Öğrencilere dijital hikâye oluşturmak mı yoksa hikâye yazmak mı daha keyifli diye sorulduğunda birkaç öğrenci dışında bütün öğrenciler dijital hikâye oluşturmak demiştir. Dijital hikâye oluşturma sürecinde hikâye yazmanın yanında hikâyeleri dijitalleştirme sürecinin olmasının yani teknoloji olmasının ilgilerini daha çok çektiğini, daha çok eğlendiklerini belirtmişlerdir. Yazdıkları hikâyeleri temsil eden görselleri toplama, hikâyeyi seslendirme, müzik oluşturma ve hepsini bir araya getirdikten sonra kendilerine ait bir video yapmanın kendilerini daha çok heyecanlandırdığını ifade etmişlerdir. Bu sonuç yapılan diğer araştırmalarla (Ayvaz Tunç, 2016; Baki, 2015; Balaman Uçar, 2016; Ballast, Stephens ve Radcliffe, 2008; Büyükcengiz, 2017; Churchill ve Chiu 2017; Ciğerci, 2015; Dayan, 2017; Demirer, 2013; Dogan, 2007; Dogan, 2012; Duveskog, Tedre, Sedano ve Sutinen, 2012; Foley, 2013; Jakes ve Brennan, 2005; Kahraman, 2013; Karakoyun, 2014; Reinders, 2011; Yang ve Wu, 2012; Yamaç, 2015; Yüksel, 2011; Yürük, 2015) paralellik göstermektedir. Öğrencilerin dijital hikâyeleri tercih etme sebepleri olarak bilgisayar kullanmalarına izin verilmesi, oluşturdukları etkinliğe kendilerinin liderlik

79

yapması ve süreci kendilerinin yönetmesi, duygu ve düşüncelerini yazılı ve sözlünün dışında farklı bir yolla ifade edebilmeleri sıralanabilir. Dijital hikâye oluşturmayı değil de hikâye yazmayı tercih eden birkaç öğrenciye sebebi sorulduğunda birinin sesini beğenmediğini o yüzden hikâye yazmanın yeterli olduğunu söylediği, bir diğerinin de aslında dijital hikâye oluşturma sürecini çok beğendiğini ama sadece hikâye yazılma ödevi verilirse daha çok ödev verileceği ve ablasının evde kendisine daha çok yardım edeceğini dile getirmiştir. Hikâye yazmayı tercih eden öğrencilerin gerekçelerinin tamamen kişisel sebepler olduğu fark edilmiştir.

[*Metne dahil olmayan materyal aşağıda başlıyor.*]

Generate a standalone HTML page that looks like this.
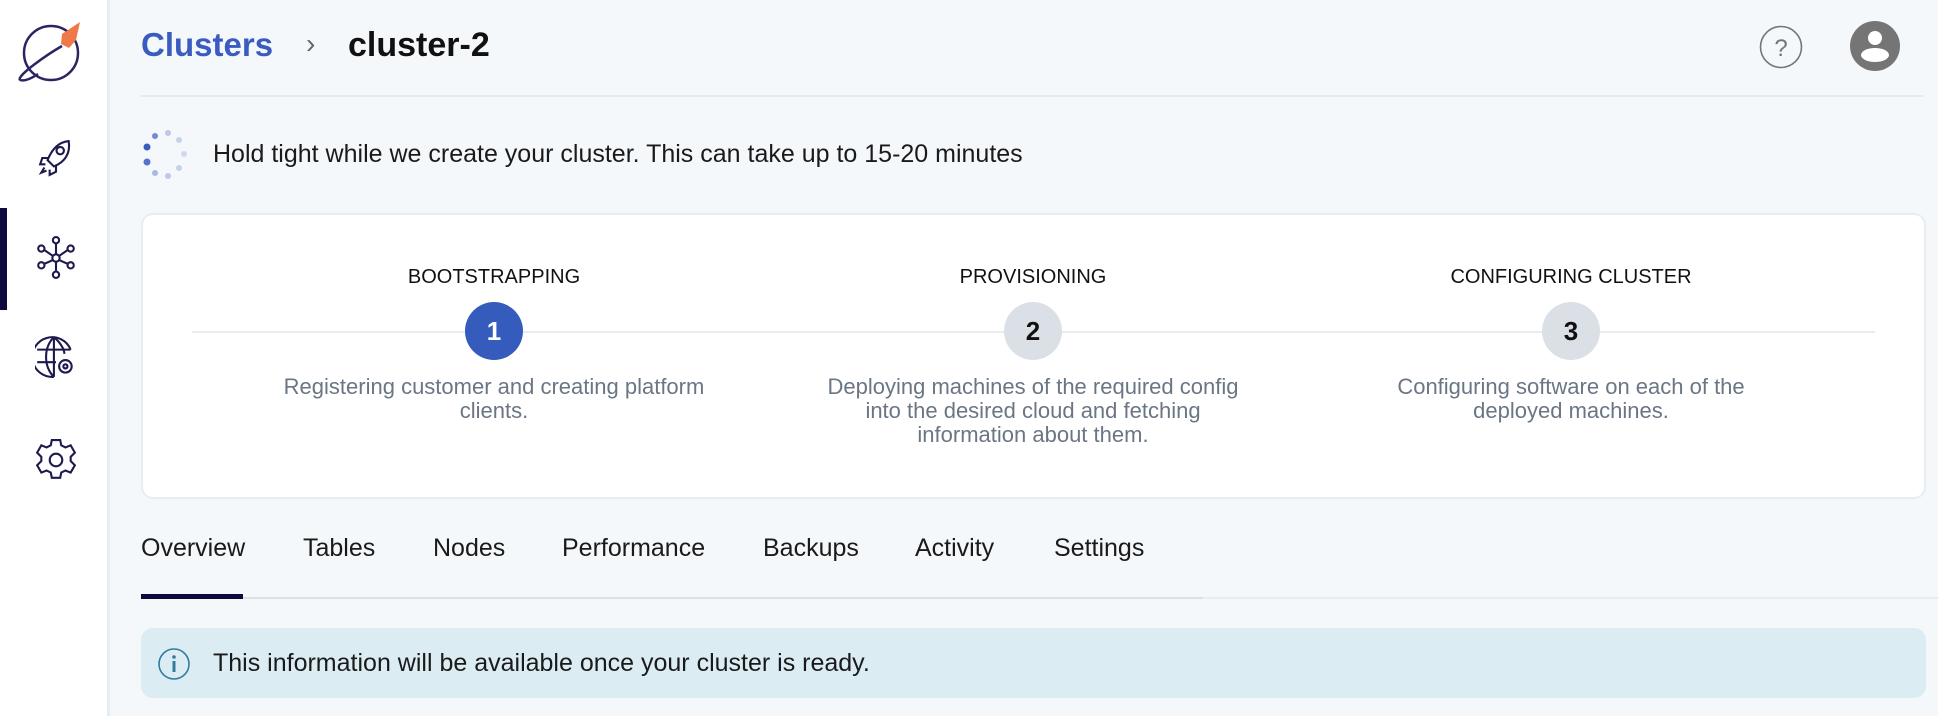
<!DOCTYPE html>
<html><head><meta charset="utf-8"><style>
*{margin:0;padding:0;box-sizing:border-box}
body{width:1938px;height:716px;background:#f5f8fb;font-family:"Liberation Sans",sans-serif;position:relative;overflow:hidden;color:#111}
.a{position:absolute}
.side{left:0;top:0;width:110px;height:716px;background:#fff;border-right:3px solid #e8edf2}
.t{white-space:nowrap}
.step{position:absolute;width:600px;text-align:center}
.step h4{font-weight:normal;font-size:20px;color:#111;line-height:24px}
.step p{position:absolute;left:0;width:600px;top:110px;font-size:22px;color:#6b7684;line-height:24px}
.circ{position:absolute;width:58px;height:58px;border-radius:50%;top:302px;text-align:center;line-height:58px;font-size:26px;font-weight:bold}
.tab{position:absolute;top:534px;font-size:25px;color:#1a1a1a}
</style></head><body>
<div class="a side"></div>
<!-- logo -->
<svg class="a" style="left:16px;top:18px" width="66" height="66" viewBox="0 0 66 66">
<circle cx="35" cy="35" r="27" fill="none" stroke="#2b2563" stroke-width="2.5"/>
<path d="M4 62 C0 58 32 36 46 28" fill="none" stroke="#2b2563" stroke-width="2.5"/>
<path d="M4 62 Q10 64 22 56" fill="none" stroke="#2b2563" stroke-width="2.5"/>
<path d="M46 16 L64 4 L60 22 L53 30 L45 26 Z" fill="#ef7748"/>
</svg>
<!-- rocket -->
<svg class="a" style="left:38px;top:139px" width="36" height="38" viewBox="0 0 32 36" fill="none" stroke="#1d1a4d" stroke-width="2">
<path d="M28 2 C18 3 12 10 8 20 L14 26 C24 22 30 14 28 2Z"/><circle cx="20" cy="11" r="3.5"/>
<path d="M9 18 L3 18 L1 24 L6 24"/><path d="M16 25 L16 31 L10 34 L10 29"/><path d="M5 27 L2 32 L7 30"/>
</svg>
<div class="a" style="left:0;top:208px;width:7px;height:102px;background:#0c0a3e"></div>
<!-- cluster icon -->
<svg class="a" style="left:37px;top:236px" width="38" height="44" viewBox="0 0 36 42" fill="none" stroke="#1d1a4d" stroke-width="2">
<circle cx="18" cy="21" r="3.5"/><circle cx="18" cy="4" r="3"/><circle cx="18" cy="37" r="3"/>
<circle cx="4" cy="12" r="3"/><circle cx="32" cy="12" r="3"/><circle cx="4" cy="28" r="3"/><circle cx="32" cy="28" r="3"/>
<path d="M18 7V17.5M18 24.5V34M7 13.5L15 19M29 13.5L21 19M7 26.5L15 23M29 26.5L21 23"/>
</svg>
<!-- globe -->
<svg class="a" style="left:35px;top:335px" width="42" height="46" viewBox="0 0 40 44" fill="none" stroke="#1d1a4d" stroke-width="2">
<path d="M34 14 A19 19 0 1 0 18 40"/><path d="M18 2 C8 12 8 30 18 40 M18 2 C26 9 28 15 28 18"/><path d="M2 14H34M2 26H20M18 2V40"/>
<circle cx="29" cy="30" r="6"/><circle cx="29" cy="30" r="2"/>
</svg>
<!-- gear -->
<svg class="a" style="left:35px;top:438px" width="42" height="44" viewBox="0 0 40 42" fill="none" stroke="#1d1a4d" stroke-width="2">
<path d="M16 2h8l1 5 4 2 5-2 4 7-4 4v4l4 4-4 7-5-2-4 2-1 5h-8l-1-5-4-2-5 2-4-7 4-4v-4L2 14l4-7 5 2 4-2z"/><circle cx="20" cy="21" r="6"/>
</svg>
<!-- header -->
<div class="a t" style="left:141px;top:26px;font-size:33px;font-weight:bold;color:#3a5bbf">Clusters</div>
<div class="a t" style="left:306px;top:28px;font-size:28px;color:#666">›</div>
<div class="a t" style="left:348px;top:26px;font-size:34px;font-weight:bold;color:#111">cluster-2</div>
<div class="a" style="left:141px;top:95px;width:1782px;height:2px;background:#e6eaee"></div>
<svg class="a" style="left:1759px;top:25px" width="44" height="44"><circle cx="22" cy="22" r="20.5" fill="none" stroke="#757575" stroke-width="1.6"/><text x="22" y="31" text-anchor="middle" font-family="Liberation Sans" font-size="24" fill="#757575">?</text></svg>
<svg class="a" style="left:1850px;top:21px" width="50" height="50"><circle cx="25" cy="25" r="25" fill="#757575"/><circle cx="25" cy="17" r="7" fill="#fff"/><ellipse cx="25" cy="34" rx="14" ry="7" fill="#fff"/></svg>
<!-- spinner -->
<svg class="a" style="left:140px;top:128px" width="54" height="54" fill="#3a5bbf">
<circle cx="15" cy="8" r="3" opacity=".7"/><circle cx="28" cy="5" r="3" opacity=".3"/><circle cx="39" cy="12" r="3" opacity=".25"/><circle cx="44" cy="26" r="3" opacity=".2"/><circle cx="39" cy="40" r="3" opacity=".25"/><circle cx="28" cy="48" r="3" opacity=".3"/><circle cx="15" cy="45" r="3" opacity=".4"/><circle cx="7" cy="34" r="3.5" opacity=".85"/><circle cx="7" cy="19" r="3.5"/>
</svg>
<div class="a t" style="left:213px;top:140px;font-size:25px;color:#1a1a1a">Hold tight while we create your cluster. This can take up to 15-20 minutes</div>
<!-- card -->
<div class="a" style="left:141px;top:213px;width:1785px;height:286px;background:#fff;border:2px solid #e8edf2;border-radius:12px"></div>
<div class="a" style="left:192px;top:331px;width:1683px;height:2px;background:#e8ecf0"></div>
<div class="step" style="left:194px;top:265px"><h4>BOOTSTRAPPING</h4><p>Registering customer and creating platform<br>clients.</p></div>
<div class="step" style="left:733px;top:265px"><h4>PROVISIONING</h4><p>Deploying machines of the required config<br>into the desired cloud and fetching<br>information about them.</p></div>
<div class="step" style="left:1271px;top:265px"><h4>CONFIGURING CLUSTER</h4><p>Configuring software on each of the<br>deployed machines.</p></div>
<div class="circ" style="left:465px;background:#355bbd;color:#fff">1</div>
<div class="circ" style="left:1004px;background:#dbe0e6;color:#111">2</div>
<div class="circ" style="left:1542px;background:#dbe0e6;color:#111">3</div>
<!-- tabs -->
<div class="tab" style="left:141px">Overview</div>
<div class="tab" style="left:303px">Tables</div>
<div class="tab" style="left:433px">Nodes</div>
<div class="tab" style="left:562px">Performance</div>
<div class="tab" style="left:763px">Backups</div>
<div class="tab" style="left:915px">Activity</div>
<div class="tab" style="left:1054px">Settings</div>
<div class="a" style="left:141px;top:597px;width:1062px;height:2px;background:#dde1e6"></div>
<div class="a" style="left:1203px;top:597px;width:735px;height:2px;background:#e9edf1"></div>
<div class="a" style="left:141px;top:594px;width:102px;height:5px;background:#0c0a3e"></div>
<!-- info -->
<div class="a" style="left:141px;top:628px;width:1785px;height:70px;background:#dcecf3;border-radius:12px"></div>
<svg class="a" style="left:158px;top:648px" width="34" height="34"><circle cx="16" cy="16" r="15" fill="none" stroke="#2f7d9e" stroke-width="1.6"/><rect x="14.5" y="13" width="3" height="11" fill="#2f7d9e"/><circle cx="16" cy="9" r="1.8" fill="#2f7d9e"/></svg>
<div class="a t" style="left:213px;top:649px;font-size:25px;color:#1a1a1a">This information will be available once your cluster is ready.</div>
</body></html>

Görüşmelerden elde edilen sonuçlardan bir diğerinde de öğrencilerin çoğu Türkçe dersinde dijital hikâyelerin kullanılmasını istediğini belirtmiştir. Böylece derslerin daha çok ilgilerini çekeceğini ve daha çok motive olacaklarını ifade etmişlerdir. Bu sonuç, yapılan diğer çalışmalarla desteklenmektedir (Baki, 2015; Ballast, Stephens ve Radcliffe, 2008; Duveskog, Tedre, Sedano ve Sutinen, 2012; Reinders, 2011).

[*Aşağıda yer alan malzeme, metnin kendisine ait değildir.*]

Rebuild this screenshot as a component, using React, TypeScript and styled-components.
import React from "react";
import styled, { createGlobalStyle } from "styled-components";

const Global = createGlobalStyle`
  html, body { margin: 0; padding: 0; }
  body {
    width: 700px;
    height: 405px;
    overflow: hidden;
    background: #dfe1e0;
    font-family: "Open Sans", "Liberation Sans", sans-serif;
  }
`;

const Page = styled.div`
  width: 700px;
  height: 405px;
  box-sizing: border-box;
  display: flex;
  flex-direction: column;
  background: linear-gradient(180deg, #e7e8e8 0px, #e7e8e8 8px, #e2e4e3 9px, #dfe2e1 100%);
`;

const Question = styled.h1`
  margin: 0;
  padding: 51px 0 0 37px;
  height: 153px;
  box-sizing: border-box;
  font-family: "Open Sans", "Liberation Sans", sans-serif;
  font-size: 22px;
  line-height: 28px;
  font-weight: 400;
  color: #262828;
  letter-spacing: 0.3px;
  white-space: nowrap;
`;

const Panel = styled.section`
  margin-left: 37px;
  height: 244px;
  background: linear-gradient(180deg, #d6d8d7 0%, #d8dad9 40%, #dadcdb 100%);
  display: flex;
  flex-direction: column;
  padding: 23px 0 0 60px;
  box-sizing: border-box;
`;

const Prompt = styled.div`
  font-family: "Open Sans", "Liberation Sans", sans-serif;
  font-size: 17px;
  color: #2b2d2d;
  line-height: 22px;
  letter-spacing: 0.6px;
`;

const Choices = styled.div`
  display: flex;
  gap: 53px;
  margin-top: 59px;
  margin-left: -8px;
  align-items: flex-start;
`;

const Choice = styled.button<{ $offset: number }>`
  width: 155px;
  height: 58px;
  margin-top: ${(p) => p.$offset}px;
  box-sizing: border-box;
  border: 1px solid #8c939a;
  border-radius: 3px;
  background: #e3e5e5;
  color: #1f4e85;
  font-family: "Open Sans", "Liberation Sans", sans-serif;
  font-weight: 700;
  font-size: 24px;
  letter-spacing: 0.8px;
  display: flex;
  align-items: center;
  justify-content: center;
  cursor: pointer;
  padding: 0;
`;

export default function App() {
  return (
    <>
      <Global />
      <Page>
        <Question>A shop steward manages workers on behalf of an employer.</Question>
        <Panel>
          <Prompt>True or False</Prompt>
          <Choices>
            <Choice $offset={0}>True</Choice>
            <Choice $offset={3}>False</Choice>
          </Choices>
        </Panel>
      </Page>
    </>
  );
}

Smeda, Dakich ve Sharda, 2012’de yaptıkları bir proje ile dijital hikâyelerin eğitim ortamlarında kullanılacak etkili ve verimli bir araç olduğunu, çocukların ilgilisini çekecek bir güce sahip olduğunu ve yapılandırmacı yaklaşıma uygun olduğunu bulmuşlardır. Aynı şekilde Chan, Churchill ve Chiu (2017) de yaptıkları çalışma ile dijital hikâyelerin öğrencilerin dijital okuryazarlıklarını geliştirdiği dolayısıyla müfredatlara eklenebilecek bir teknik olduğunu vurgulamıştır. 21. yüzyıl becerileri üzerinde duran ders müfredatlarında, bu becerilerin gelişimine katkı sağlayacak hem de öğrencilerin keyif almasını sağlayacak dijital hikâyelere müfredatlarda yer verilmesi gerekir. Bu alanda çalışan diğer araştırmacılar da dijital hikâyelerin öğrencilerin birden fazla becerisinin gelişimine imkân verdiği için müfredatlarda yer alması gerektiğini (Butler, 2007; Copeland ve Miskelly, 2010; Di Blas, Garzotto, Paolini ve Sabiescu, 2009; Lammers, 2012; Reinders, 2011; Skouge ve Rao, 2009) söylemektedir. Ayrıca, dijital hikâye anlatımının pedagojik faydalarını kanıtlayan farklı çalışmalar da yapılmıştır. Dijital hikâyelerle öğrencilerin sorumluluk duygularının gelişmesi, derin öğrenme üzerine düşünme becerileri, derse yönelik motivasyonlarının artması, video oluşturma ve düzenleme becerilerinin gelişmesi, hikâye yazma becerilerinin gelişmesi (Matthews, 2014; Sadik, 2008; Smeda, Dakich ve Sharda, 2012; Stewart ve Gachago, 2016) gibi faydaları olduğu bulunmuştur.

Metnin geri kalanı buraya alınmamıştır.